Looking back at three seasons of testing, the biggest shift was in my own habits, not the mower. I check the weather before I mow now. I check grass height before I start the engine. Mulching mode rewards that small bit of planning, and it punishes skipping it.
Pros and Cons Table
| Pros | Cons |
|---|---|
| Returns nitrogen and other nutrients to the soil | Struggles with wet or overgrown grass |
| Cuts fertilizer costs over a full season | Needs steady, frequent mowing to work well |
| No bagging or hauling clippings to the curb | Needs a sharp blade to avoid torn grass |
| Cuts down on yard waste at the landfill | Can clump in thick, fast-growing lawns |
| Works on most common grass types | Less useful on packed or rocky soil |
Frequently Asked Questions About Mulching Mode
What is mulching mode on a lawn mower?
Mulching mode cuts grass into small pieces. It drops them back on the lawn instead of bagging or tossing them out the side. The curved blade and closed deck cut each clipping more than once before it drops.
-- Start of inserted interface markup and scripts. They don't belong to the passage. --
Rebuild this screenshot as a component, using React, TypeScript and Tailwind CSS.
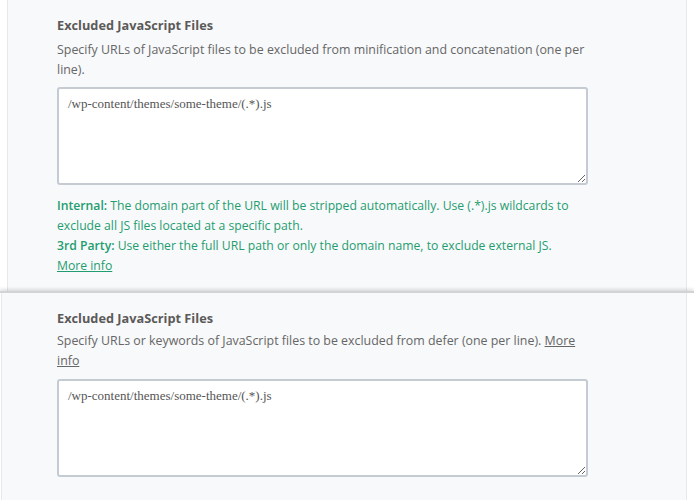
import React from "react";

const sans = { fontFamily: '"Open Sans", "Noto Sans", sans-serif' };

function FileBox({ value }: { value: string }) {
  return (
    <textarea
      defaultValue={value}
      className="block w-[531px] h-[98px] rounded-[3px] border-2 border-[#c5cbd3] bg-white px-[9px] py-[6px] text-[13px] leading-[18px] text-[#555] outline-none font-['Liberation_Serif',serif]"
    />
  );
}

export default function App() {
  return (
    <div className="w-[694px] h-[500px] overflow-hidden bg-white" style={sans}>
      {/* Minify / combine panel */}
      <div className="ml-[7px] w-[680px] h-[291px] border-x border-[#e6e8eb] bg-[#f8f9fb] pl-[49px] pt-[15px]">
        <h4 className="text-[12.75px] leading-[20px] font-bold text-[#5c5a58]">
          Excluded JavaScript Files
        </h4>
        <p className="mt-[5px] w-[540px] text-[12.4px] leading-[20px] text-[#666]">
          Specify URLs of JavaScript files to be excluded from minification and
          concatenation (one per line).
        </p>
        <div className="mt-[7px]">
          <FileBox value="/wp-content/themes/some-theme/(.*).js" />
        </div>
        <div className="mt-[11px] w-[531px] text-[12.2px] leading-[20px] text-[#1f9d6f]">
          <p>
            <strong className="font-semibold">Internal:</strong> The domain part
            of the URL will be stripped automatically. Use (.*).js wildcards to
            exclude all JS files located at a specific path.
          </p>
          <p>
            <strong className="font-semibold">3rd Party:</strong> Use either the
            full URL path or only the domain name, to exclude external JS.
          </p>
          <a href="#" className="underline">
            More info
          </a>
        </div>
      </div>

      {/* Defer panel */}
      <div className="w-full border-t-2 border-[#d2d3d5] shadow-[0_-2px_3px_rgba(0,0,0,0.12)] bg-white">
        <div className="ml-px w-[686px] h-[220px] border-x border-[#e6e8eb] bg-[#f8f9fb] pl-[55px] pt-[15px]">
          <h4 className="text-[12.75px] leading-[20px] font-bold text-[#5c5a58]">
            Excluded JavaScript Files
          </h4>
          <p className="mt-[3px] w-[531px] text-[12.4px] leading-[20px] text-[#666]">
            Specify URLs or keywords of JavaScript files to be excluded from defer
            (one per line).{" "}
            <a href="#" className="underline">
              More info
            </a>
          </p>
          <div className="mt-[8px]">
            <FileBox value="/wp-content/themes/some-theme/(.*).js" />
          </div>
        </div>
      </div>
    </div>
  );
}
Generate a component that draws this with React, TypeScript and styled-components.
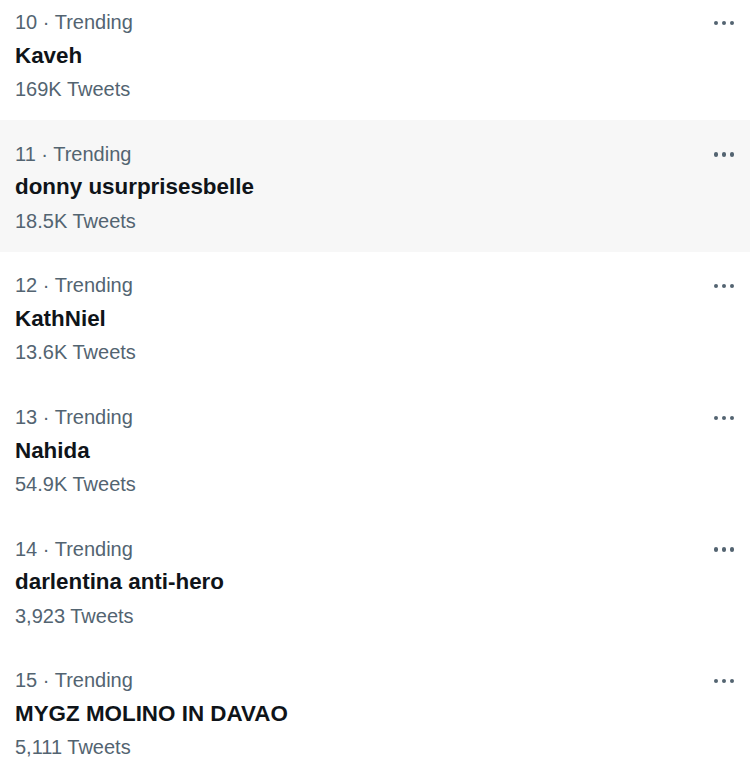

Does mulching mode cause thatch buildup?
No. Research from University of Minnesota Extension shows clippings do not add to thatch buildup (University of Minnesota Extension, 2024). Thatch comes from dead stems and roots. It does not come from surface clippings.
How often should I mow when using mulching mode?
Mow about once a week in the growing season. The one-third rule keeps clippings short. Short clippings break down fast and do not clump (OSU Extension, 2025).
Can I use mulching mode on wet grass?
You can, but it is not a great idea. Wet clippings clump together. Clumps can smother the grass below them. Wait until the lawn dries out before you mow, if you can.
Is mulching mode better than bagging clippings?
For weekly mowing on a healthy lawn, yes. Mulching feeds the soil and saves time at the curb. Bagging still works better for the first cut of spring. It also works better for sick lawns or grass that got very overgrown.
Do I need a special mower for mulching mode?
Most mowers built in the last ten years have a mulching option. Some have it built in. Some use a separate plug. Check your mower’s manual for a mulching blade or plug before you buy anything extra.